Ганна хотела уйти от себя, от прежней Ганны, она хотела, чтобы разум ее освободился от постоянной тоски.
Она знала, что мужчин к ней влекло право, завоеванное ею, редкостное у женщины право свободы поступка. Она видела, что здесь, у них в мастерской, женщины рассматривали мужчину как свое будущее, как гаранта своего, и это мужчин пугало, потому что люди жили какой-то шальной, странной жизнью, быстро влюблялись, так же быстро расставались с любовью или с тем, что любовью казалось, ибо ощущение тревоги было постоянным, и каждое утро – рассветное, серое, сумеречное, солнечное, счастливое, тяжкое, – любое утро было таким неизвестным, что будущее становилось явным, лишь когда чрезмерно бодрый диктор парижского радио начинал читать сводку последних известий, – «слава богу, еще один день без войны».
А когда утром первого сентября Ганна подошла к приемнику, повернула белую кругляшечку и бодрый голос диктора сообщил, что сейчас Гитлер бомбит Варшаву, она странно посмотрела на человека, который лежал в ее кровати, курил, тяжело затягиваясь черным «Галуазом», и спокойно, как о ком-то другом, подумала о себе: «Вот и пришло ко мне возмездие.

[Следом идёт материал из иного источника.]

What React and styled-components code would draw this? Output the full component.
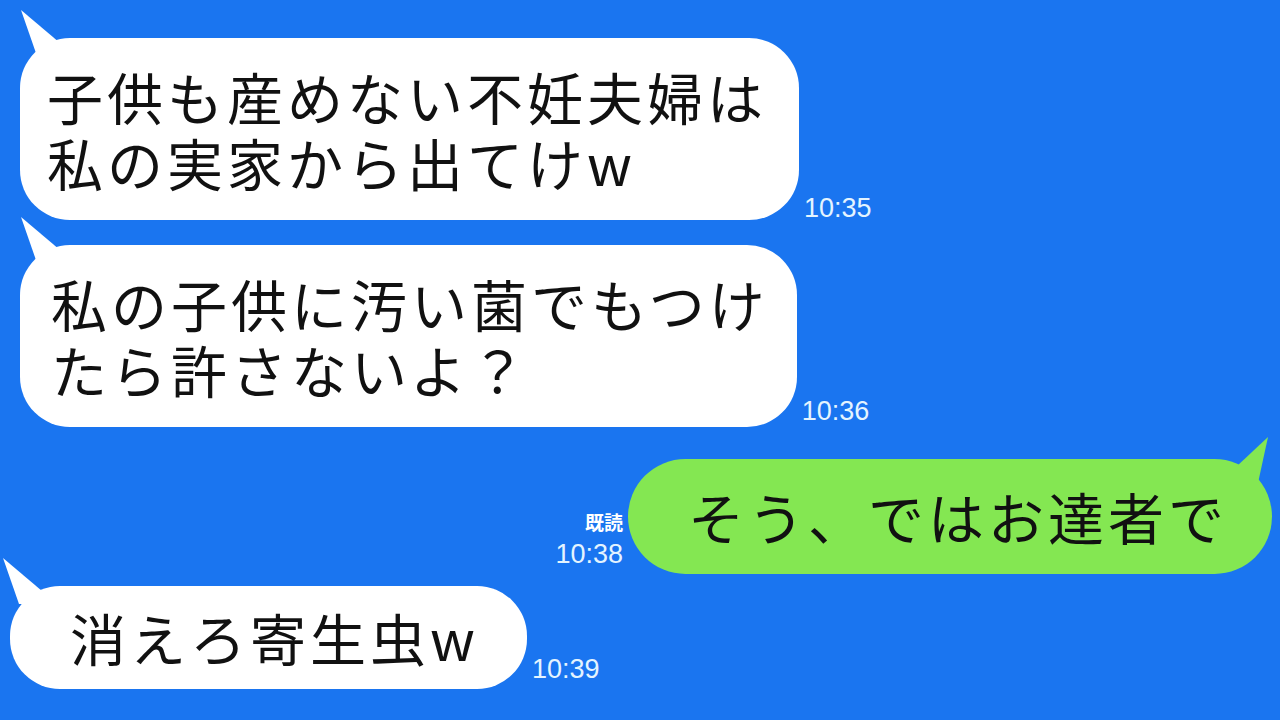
import styled, { createGlobalStyle } from 'styled-components'

const GlobalStyle = createGlobalStyle`
    html, body {
        margin: 0;
        padding: 0;
        background: #1a75f0;
    }
`

const Screen = styled.div`
    width: 1280px;
    height: 720px;
    overflow: hidden;
    background: #1a75f0;
    display: flex;
    flex-direction: column;
    font-family: "Noto Sans CJK JP", "Noto Sans", sans-serif;
`

const Row = styled.div`
    display: flex;
    align-items: flex-end;
    justify-content: ${props => props.$mine ? 'flex-end' : 'flex-start'};
    margin-top: ${props => props.$top}px;
    padding-left: ${props => props.$left || 0}px;
    padding-right: ${props => props.$right || 0}px;
    gap: 5px;
`

const Bubble = styled.div`
    position: relative;
    background: ${props => props.$mine ? '#84e752' : '#ffffff'};
    color: #111111;
    font-size: 56px;
    letter-spacing: 4px;
    line-height: 66px;
    border-radius: ${props => props.$radius || 50}px;
    padding: ${props => props.$pad};
    white-space: nowrap;

    &::before {
        content: "";
        position: absolute;
        background: inherit;
        width: 42px;
        height: 50px;
        ${props => props.$mine ? `
            top: -24px;
            right: -2px;
            clip-path: polygon(36px 2px, 26px 48px, 4px 48px, 4px 32px);
        ` : `
            top: -28px;
            left: ${props.$tailX || 0}px;
            clip-path: polygon(1px 0, 40px 33px, 40px 46px, 17px 46px);
        `}
    }
`

const Meta = styled.div`
    display: flex;
    flex-direction: column;
    align-items: ${props => props.$mine ? 'flex-end' : 'flex-start'};
    margin-bottom: ${props => props.$bottom || 0}px;
    color: #e4f4ff;
`

const Read = styled.span`
    font-size: 19px;
    font-weight: 700;
    line-height: 24px;
    color: #ffffff;
    margin-bottom: 6px;
`

const Time = styled.span`
    font-family: "Liberation Sans", "Noto Sans", sans-serif;
    font-size: 27px;
    line-height: 28px;
`

const Line = styled.div``

const App = () => {
    return (
        <Screen>
            <GlobalStyle />
            <Row $top={38} $left={20}>
                <Bubble $pad="25px 32px 25px 27px">
                    <Line>子供も産めない不妊夫婦は</Line>
                    <Line>私の実家から出てけw</Line>
                </Bubble>
                <Meta $bottom={-2}>
                    <Time>10:35</Time>
                </Meta>
            </Row>
            <Row $top={25} $left={20}>
                <Bubble $pad="25px 28px 25px 31px">
                    <Line>私の子供に汚い菌でもつけ</Line>
                    <Line>たら許さないよ？</Line>
                </Bubble>
                <Meta $bottom={2}>
                    <Time>10:36</Time>
                </Meta>
            </Row>
            <Row $top={32} $right={8} $mine>
                <Meta $mine $bottom={6}>
                    <Read>既読</Read>
                    <Time>10:38</Time>
                </Meta>
                <Bubble $mine $radius={58} $pad="24px 44px 25px 60px">
                    そう、ではお達者で
                </Bubble>
            </Row>
            <Row $top={12} $left={10}>
                <Bubble $tailX={-8} $pad="18px 48px 19px 60px">
                    消えろ寄生虫w
                </Bubble>
                <Meta $bottom={6}>
                    <Time>10:39</Time>
                </Meta>
            </Row>
        </Screen>
    )
}

export default App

Вот и остались Янек с Никиткой одни. А я дрянь. И все мои проекты – ерунда, потому что все уже давно шло к тому, чтобы разрушать, а не строить».
Она тогда заварила кофе, очень крепкий, сама пить не стала – горло все время перехватывала спазма; смотрела на своего приятеля задумчиво, отстраненно, а на прощание сказала ему:
– Знаешь, у тебя уже нет лица. На меня смотрит череп.
В их архитектурной мастерской, однако, жизнь продолжалась такая же, как и прежде: сыпались заказы из Америки, Бразилии, Аргентины и Мексики; по вечерам мужчины (многие из них ждали призыва и уже загодя ходили в полувоенной форме – это было модно) разбирали женщин (которые теперь по-другому смотрели на них – война заставляет иначе любить тех, кто будет защищать тебя с оружием в руках) и разъезжались по кафе, которые были открыты так же, как и в августе, только на окнах появились черные шторы светомаскировки.
Ганна теперь никуда не ездила: все свободные часы и дни она просиживала в организациях Красного Креста, в американском консульстве, в японском посольстве, стараясь получить разрешение на въезд в Польшу, но нигде и никто не мог помочь ей или, быть может, не хотел. А потом в швейцарском отделении Красного Креста молоденький, очень нервный и быстрый клерк, маленького роста, с обезьяньим лицом, предложил Ганне поужинать, и тогда, добавил он, «мы поговорим о вашем деле более подробно».
Он увез ее к себе, и Ганна, с трудом скрывая отвращение, осталась у него, а через два дня, когда она пришла за пропуском, ей сказали в представительстве, что Пауль Фроман срочно уехал в Берн в связи с болезнью его ребенка и вернется, видимо, не раньше чем через три месяца.
«Кому же верить? – думала сейчас Ганна, вернувшись в пустой Монс Элизе. – Кого просить о помощи?»
Она вспомнила прыгающее лицо Богдановича, его быстрые пальцы, и чувство омерзения овладело ею.
«Да, – решила она, – надо идти к немцам. Больше не к кому. А если и они откажут, я пойду пешком на границу, я не знаю, что стану делать, но только я должна все время что-то делать, иначе я сойду с ума».
И впервые вдруг она разрешила себе услышать тот страшный вопрос, который родился в ней в день бомбежки Варшавы: «А что, если их уже нет, моих мальчиков? Что, если я осталась одна?»
И этот второй вопрос показался ей таким страшным, что она ощутила т я ж к у ю брезгливость к себе, как в ту первую ночь, когда поехала к Мишелю и легла в его широкую, холодную и скрипучую кровать с синим балдахином, наивно полагая, что отречение от прошлого принесет избавление в будущем. Можно отринуть любимого или врага – нельзя отвергнуть самого себя, и невозможно забыть прошлое.